A ruling in either direction seems to promote discrimination and/or compelled speech. Whether in agreement with the ruling or not, it still stands; and since companies are granted this expansive discriminatory power, it is imperative to utilize it against harmful, destructive groups, turning a controversial SCOTUS decision into a mode of climate activism.
How to Take Action
With a regression in anti-discrimination laws on one end, we need to see a progression in ending the climate crisis on another.

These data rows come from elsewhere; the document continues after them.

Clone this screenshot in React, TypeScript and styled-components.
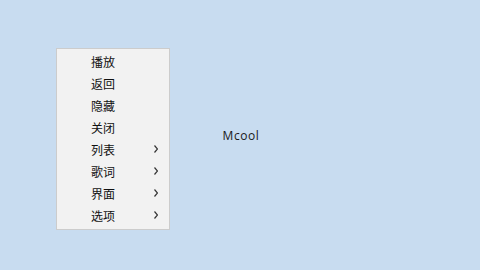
import styled, { createGlobalStyle } from "styled-components";

const Global = createGlobalStyle`
    html, body {
        margin: 0;
        padding: 0;
    }
    body {
        background: #c8dcf0;
        font-family: "Noto Sans", "Noto Sans CJK SC", sans-serif;
    }
`

const items = [
    {label: "播放", sub: false},
    {label: "返回", sub: false},
    {label: "隐藏", sub: false},
    {label: "关闭", sub: false},
    {label: "列表", sub: true},
    {label: "歌词", sub: true},
    {label: "界面", sub: true},
    {label: "选项", sub: true},
];

export default function App() {
    return (
        <>
            <Global/>
            <Stage>
                <Title>Mcool</Title>
                <Menu>
                    {items.map((item) => (
                        <MenuItem key={item.label}>
                            <Label>{item.label}</Label>
                            {item.sub && (
                                <Arrow viewBox="0 0 4 8">
                                    <path d="M0.5 0.5 L3.5 4 L0.5 7.5" fill="none" stroke="#333" strokeWidth="1.2"/>
                                </Arrow>
                            )}
                        </MenuItem>
                    ))}
                </Menu>
            </Stage>
        </>
    );
}

const Stage = styled.div`
    position: relative;
    width: 480px;
    height: 270px;
    display: flex;
    align-items: center;
    justify-content: center;
`
const Title = styled.span`
    margin-top: 1px;
    margin-left: 2px;
    font-family: "Open Sans", "Noto Sans", sans-serif;
    font-size: 12px;
    letter-spacing: 0.6px;
    color: #1a1a1a;
`
const Menu = styled.ul`
    position: absolute;
    left: 56px;
    top: 48px;
    width: 112px;
    margin: 0;
    padding: 1px 0 3px;
    list-style: none;
    background: #f2f2f2;
    border: 1px solid #cccccc;
`
const MenuItem = styled.li`
    height: 22px;
    display: flex;
    align-items: center;
    padding-left: 34px;
    padding-right: 11px;
`
const Label = styled.span`
    flex: 1;
    font-family: "Noto Sans CJK SC", sans-serif;
    font-size: 12px;
    color: #111;
`
const Arrow = styled.svg`
    width: 4px;
    height: 8px;
`
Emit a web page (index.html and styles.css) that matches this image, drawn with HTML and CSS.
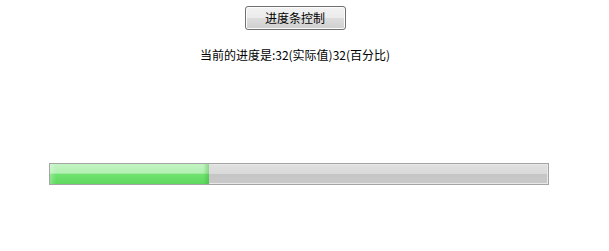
FILE: index.html
```html
<!DOCTYPE html>
<html lang="zh">
<head>
<meta charset="utf-8">
<title>进度条控制</title>
<link rel="stylesheet" href="styles.css">
</head>
<body>
<div class="page">
  <button class="btn" type="button">进度条控制</button>
  <div class="status">当前的进度是:32(实际值)32(百分比)</div>
  <div class="progress">
    <div class="fill" style="width: 32%"></div>
  </div>
</div>
</body>
</html>
```
FILE: styles.css
```css
html, body {
  margin: 0;
  padding: 0;
  background: #ffffff;
}
body {
  font-family: "Noto Sans CJK SC", "Liberation Sans", sans-serif;
  font-size: 12px;
  color: #000;
}
.page {
  display: flex;
  flex-direction: column;
  align-items: center;
  width: 590px;
}
.btn {
  margin-top: 6px;
  width: 101px;
  height: 24px;
  padding: 0;
  font-family: "Noto Sans CJK SC", "Liberation Sans", sans-serif;
  font-size: 12px;
  line-height: 16px;
  color: #000;
  border: 1px solid #707070;
  border-radius: 3px;
  background: linear-gradient(to bottom, #f2f2f2 0%, #ebebeb 50%, #dddddd 51%, #cfcfcf 100%);
  box-shadow: inset 0 0 0 1px #fcfcfc;
}
.status {
  margin-top: 17px;
  line-height: 16px;
}
.progress {
  align-self: flex-start;
  margin-left: 49px;
  margin-top: 100px;
  width: 498px;
  height: 20px;
  border: 1px solid #a4a4a4;
  background: linear-gradient(to bottom, #e0e0e0 0%, #dadada 48%, #c6c6c6 52%, #c9c9c9 100%);
  box-shadow: inset 0 0 0 1px #e8e8e8;
  display: flex;
}
.fill {
  height: 100%;
  background:
    linear-gradient(to right, rgba(255,255,255,0.25) 0px, rgba(255,255,255,0) 6px, rgba(255,255,255,0) calc(100% - 6px), rgba(40,170,40,0.35) 100%),
    linear-gradient(to bottom, #c2f4c2 0%, #b4f0b4 45%, #70e270 52%, #5fd95f 100%);
}
```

The November 2023 United Nations’ Conference of the Parties (COP28), an internationally recognized and respected climate summit, is projected to have the most attendees of any COP to date. New energy transition and carbon cutting goals are set to take hold by the end of the year, and climate finance policies will expand now more than ever before. True progress is being made and nations are mobilizing for tangible climate impact; individual companies must take part.
In the new movement Clean Creatives, over 350 advertising agencies and public relations firms have pledged to use both their platform and reinforced ability to turn away unethical groups to stop fueling the climate crisis.
Public relations firms are instrumental to the oil and gas industry’s greenwashing and brand-building strategies, deflecting responsibility from fossil fuel companies and downplaying the severity of continued emission output. Ending associations with the gas and oil industry, the “largest contributor to climate change” according to UN Secretary-General Antonio Guterres, is the first step of many to accelerate climate activism.
Public relations and marketing professionals are all charged with allowing fossil fuel giants to continue to operate, and it is up to them to say no to those who hinder climate progress. Utilizing the 303 Creative LLC v. Elenis decision is a necessary, positive exertion of expanded First Amendment rights to promote climate activism, and a way to shut out fossil fuel companies resistant to global pro-climate efforts.